Generate AI voiceover with Text-To-Speech

Summary

Generate an AI-dubbed voiceover in the target language with alugha’s Text-To-Speech. This is Step 3 of the alugha AI pipeline (Speech-To-Text → Automated Translation → Text-To-Speech) — it turns your translated transcript into a ready-to-listen dubbed audio track.

Prerequisites

Before you begin:

  • translated transcript on your target-language track — run Automated Translation first if you have not already.
  • Enough credits in your wallet — Text-To-Speech shows the exact cost before you submit.
  • One or more voices set up on the target-language track. By default, alugha assigns default voices for the target language — you can swap them before generating.

Step-by-Step Instructions

1. Switch to the target-language tab

Open the video in the dubbr and click the language tab for your target language — the language you translated into in Step 2 (for example FRA). Text-To-Speech always runs on the currently selected track.

Check that the target track already has translated segments. Without a translated transcript there is nothing for Text-To-Speech to voice.

2. Open Automation → Text To Speech

In the toolbar click Automation and choose Text To Speech. The tooltip reads: “Create an AI-generated audio dubbing from your subtitle text in the selected language.”

alugha dubbr Automation menu with Text To Speech option highlighted and tooltip to generate AI voiceover text to speech

3. Review the voice assignments

The TEXT TO SPEECH dialog opens with the current track indicator, for example Track: FRA. Each voice slot on the track is listed — typically voice_0voice_1, and any custom voices you have added.

For each voice slot the dialog shows:

  • The voice name assigned to that slot (for example Alain (FR) or Jerome (FR)).
  • playback preview so you can hear what the voice sounds like before committing.
  • dropdown to swap the voice — pick a different voice if the default does not match the speaker.

If you have multiple speakers in the video, assign a different voice to each speaker for a more natural-sounding dub. Use the play button to preview each voice before you submit.

4. Review credits and click SUBMIT

The bottom of the dialog shows the credit cost breakdown:

  • Credits left in your wallet — your current balance.
  • Required credits for this action — what Text-To-Speech will cost for this video at this length.
  • Credits remaining afterwards — your balance once the job runs.

Click SUBMIT to start generation, or CANCEL to close the dialog without spending credits.

alugha Text-To-Speech dialog for FRA track with voice_0 Alain FR and voice_1 Jerome FR, playback previews, and credit cost to generate AI voiceover text to speech

What happens next

Text-To-Speech runs in the background. The job appears under Active jobs and moves to Completed when generation finishes, labeled Text-to-Speech with the target-language code (for example FRA).

Click Reload now to refresh the editor — your target-language tab now has generated audio for every translated segment.

alugha Active jobs panel showing Text-to-Speech completed for FRA target track with Reload now button to generate AI voiceover text to speech

Play the video with the target language selected to hear the AI dub.

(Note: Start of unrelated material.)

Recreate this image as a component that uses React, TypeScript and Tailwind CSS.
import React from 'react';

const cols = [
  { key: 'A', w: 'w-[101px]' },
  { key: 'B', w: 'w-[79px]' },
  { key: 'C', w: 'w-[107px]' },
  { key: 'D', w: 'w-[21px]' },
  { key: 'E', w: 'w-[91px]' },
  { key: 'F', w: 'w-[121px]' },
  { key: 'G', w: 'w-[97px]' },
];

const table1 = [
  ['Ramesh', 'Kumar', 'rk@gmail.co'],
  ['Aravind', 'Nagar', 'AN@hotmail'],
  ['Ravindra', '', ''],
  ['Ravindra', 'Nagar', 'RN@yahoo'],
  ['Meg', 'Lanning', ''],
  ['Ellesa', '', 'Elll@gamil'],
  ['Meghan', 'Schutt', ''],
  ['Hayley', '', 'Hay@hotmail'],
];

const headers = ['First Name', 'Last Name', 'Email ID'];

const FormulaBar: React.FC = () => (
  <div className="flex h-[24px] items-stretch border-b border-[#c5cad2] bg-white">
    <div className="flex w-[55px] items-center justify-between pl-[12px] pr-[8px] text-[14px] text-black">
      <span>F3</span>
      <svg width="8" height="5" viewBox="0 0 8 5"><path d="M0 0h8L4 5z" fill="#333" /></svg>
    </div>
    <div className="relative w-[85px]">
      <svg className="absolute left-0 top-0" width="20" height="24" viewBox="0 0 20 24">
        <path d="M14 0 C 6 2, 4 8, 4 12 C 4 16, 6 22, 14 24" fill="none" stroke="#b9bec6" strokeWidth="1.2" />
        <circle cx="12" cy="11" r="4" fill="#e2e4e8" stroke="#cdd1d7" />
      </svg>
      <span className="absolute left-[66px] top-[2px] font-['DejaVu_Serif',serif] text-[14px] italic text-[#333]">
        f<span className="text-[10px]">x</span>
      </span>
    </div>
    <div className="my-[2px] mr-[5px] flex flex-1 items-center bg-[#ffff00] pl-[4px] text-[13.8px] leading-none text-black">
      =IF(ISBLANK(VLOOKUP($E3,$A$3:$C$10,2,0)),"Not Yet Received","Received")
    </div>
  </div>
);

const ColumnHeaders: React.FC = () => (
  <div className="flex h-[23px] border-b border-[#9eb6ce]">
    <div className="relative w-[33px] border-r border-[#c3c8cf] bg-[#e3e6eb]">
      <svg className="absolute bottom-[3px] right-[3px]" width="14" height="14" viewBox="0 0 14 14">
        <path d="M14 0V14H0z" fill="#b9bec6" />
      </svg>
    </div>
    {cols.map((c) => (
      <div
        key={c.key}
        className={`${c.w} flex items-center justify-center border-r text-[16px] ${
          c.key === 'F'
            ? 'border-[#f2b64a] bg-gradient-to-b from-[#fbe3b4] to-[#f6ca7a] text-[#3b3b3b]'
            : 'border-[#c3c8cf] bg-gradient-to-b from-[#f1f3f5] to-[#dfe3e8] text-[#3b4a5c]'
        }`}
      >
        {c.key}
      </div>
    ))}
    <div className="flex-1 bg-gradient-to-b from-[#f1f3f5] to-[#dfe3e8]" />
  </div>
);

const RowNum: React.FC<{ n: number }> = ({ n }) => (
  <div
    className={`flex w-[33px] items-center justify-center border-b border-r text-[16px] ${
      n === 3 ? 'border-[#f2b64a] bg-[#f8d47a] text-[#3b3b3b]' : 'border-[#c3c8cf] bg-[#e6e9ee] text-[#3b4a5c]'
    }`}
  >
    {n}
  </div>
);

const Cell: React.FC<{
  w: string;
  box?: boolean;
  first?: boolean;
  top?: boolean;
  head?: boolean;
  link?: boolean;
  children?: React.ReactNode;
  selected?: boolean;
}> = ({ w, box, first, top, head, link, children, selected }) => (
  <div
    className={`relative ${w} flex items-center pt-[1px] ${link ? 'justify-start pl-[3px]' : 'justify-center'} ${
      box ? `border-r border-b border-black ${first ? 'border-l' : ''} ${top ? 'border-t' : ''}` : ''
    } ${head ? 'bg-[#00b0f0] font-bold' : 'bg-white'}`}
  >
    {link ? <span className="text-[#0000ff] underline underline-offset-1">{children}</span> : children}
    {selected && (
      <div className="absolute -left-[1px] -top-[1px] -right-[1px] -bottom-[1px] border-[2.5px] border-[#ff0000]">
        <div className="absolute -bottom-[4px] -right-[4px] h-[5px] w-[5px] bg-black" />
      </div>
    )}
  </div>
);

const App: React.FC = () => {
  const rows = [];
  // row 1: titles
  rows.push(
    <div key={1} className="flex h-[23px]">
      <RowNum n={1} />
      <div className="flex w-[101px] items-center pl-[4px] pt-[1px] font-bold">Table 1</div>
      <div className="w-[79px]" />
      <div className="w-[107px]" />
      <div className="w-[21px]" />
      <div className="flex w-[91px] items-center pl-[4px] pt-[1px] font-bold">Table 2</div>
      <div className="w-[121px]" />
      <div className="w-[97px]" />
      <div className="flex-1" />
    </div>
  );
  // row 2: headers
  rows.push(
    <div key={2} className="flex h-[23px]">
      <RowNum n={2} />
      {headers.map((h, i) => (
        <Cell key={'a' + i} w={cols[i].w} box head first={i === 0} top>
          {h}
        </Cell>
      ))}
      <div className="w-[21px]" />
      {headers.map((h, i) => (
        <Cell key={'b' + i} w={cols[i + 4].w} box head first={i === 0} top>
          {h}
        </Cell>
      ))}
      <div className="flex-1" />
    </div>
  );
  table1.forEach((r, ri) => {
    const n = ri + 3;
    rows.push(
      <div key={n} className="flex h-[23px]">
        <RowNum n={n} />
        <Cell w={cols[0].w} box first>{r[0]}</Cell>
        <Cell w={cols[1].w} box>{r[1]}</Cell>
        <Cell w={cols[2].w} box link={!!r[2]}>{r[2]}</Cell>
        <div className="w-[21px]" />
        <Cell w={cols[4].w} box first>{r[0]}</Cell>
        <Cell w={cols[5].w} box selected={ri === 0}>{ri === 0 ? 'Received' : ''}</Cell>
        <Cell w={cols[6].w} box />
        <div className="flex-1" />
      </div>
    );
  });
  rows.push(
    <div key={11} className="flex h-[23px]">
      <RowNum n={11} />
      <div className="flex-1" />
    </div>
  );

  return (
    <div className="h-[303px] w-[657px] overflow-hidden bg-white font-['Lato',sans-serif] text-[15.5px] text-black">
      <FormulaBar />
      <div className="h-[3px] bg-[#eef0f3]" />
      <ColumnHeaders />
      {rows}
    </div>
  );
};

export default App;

If a specific segment sounds off, re-generate just that segment from the segment menu or edit the translated text and re-run Text-To-Speech.

Good to know

  • Text-To-Speech is Step 3 of the AI pipeline — it requires a translated transcript. You cannot run Text-To-Speech on an empty track.
  • Each voice slot can be swapped before generation. Picking the right voice per speaker makes the dub sound far more natural.
  • Every Text-To-Speech run costs credits. Re-running on the same track regenerates and replaces the audio — you pay again.
  • You can always edit individual segments after generation — adjust the translated text, then re-run Text-To-Speech (on the whole track or just that segment).
  • Voices are language-specific. When you switch tracks, the dialog shows voices available for that language.

Troubleshooting

Text To Speech is greyed out or missing:

  • Switch to the target-language tab — Text-To-Speech runs on the current track, not on the PROJECT tab.
  • Confirm the track has translated segments. A completely empty track has nothing for Text-To-Speech to voice.

The generated voice sounds wrong:

  • Preview voices before clicking SUBMIT — use the play button on each slot.
  • Swap a voice via the dropdown and re-run. Different voices have different timbre, pace, and accent.
  • For multi-speaker videos, assign a different voice per speaker slot instead of using one voice for everyone.

A few segments sound off:

  • Open the segment and check the translated text — odd phrasing often reads better than it sounds. Edit the text, then re-run Text-To-Speech.
  • Segments with unusual punctuation, numbers, or abbreviations sometimes need manual tweaks for the TTS engine to pronounce them correctly.

Not enough credits:

  • The dialog shows Credits remaining afterwards — if it goes negative, top up before submitting.
  • Re-generating only the segments you changed costs less than regenerating the whole track. Use per-segment regeneration to iterate cheaply.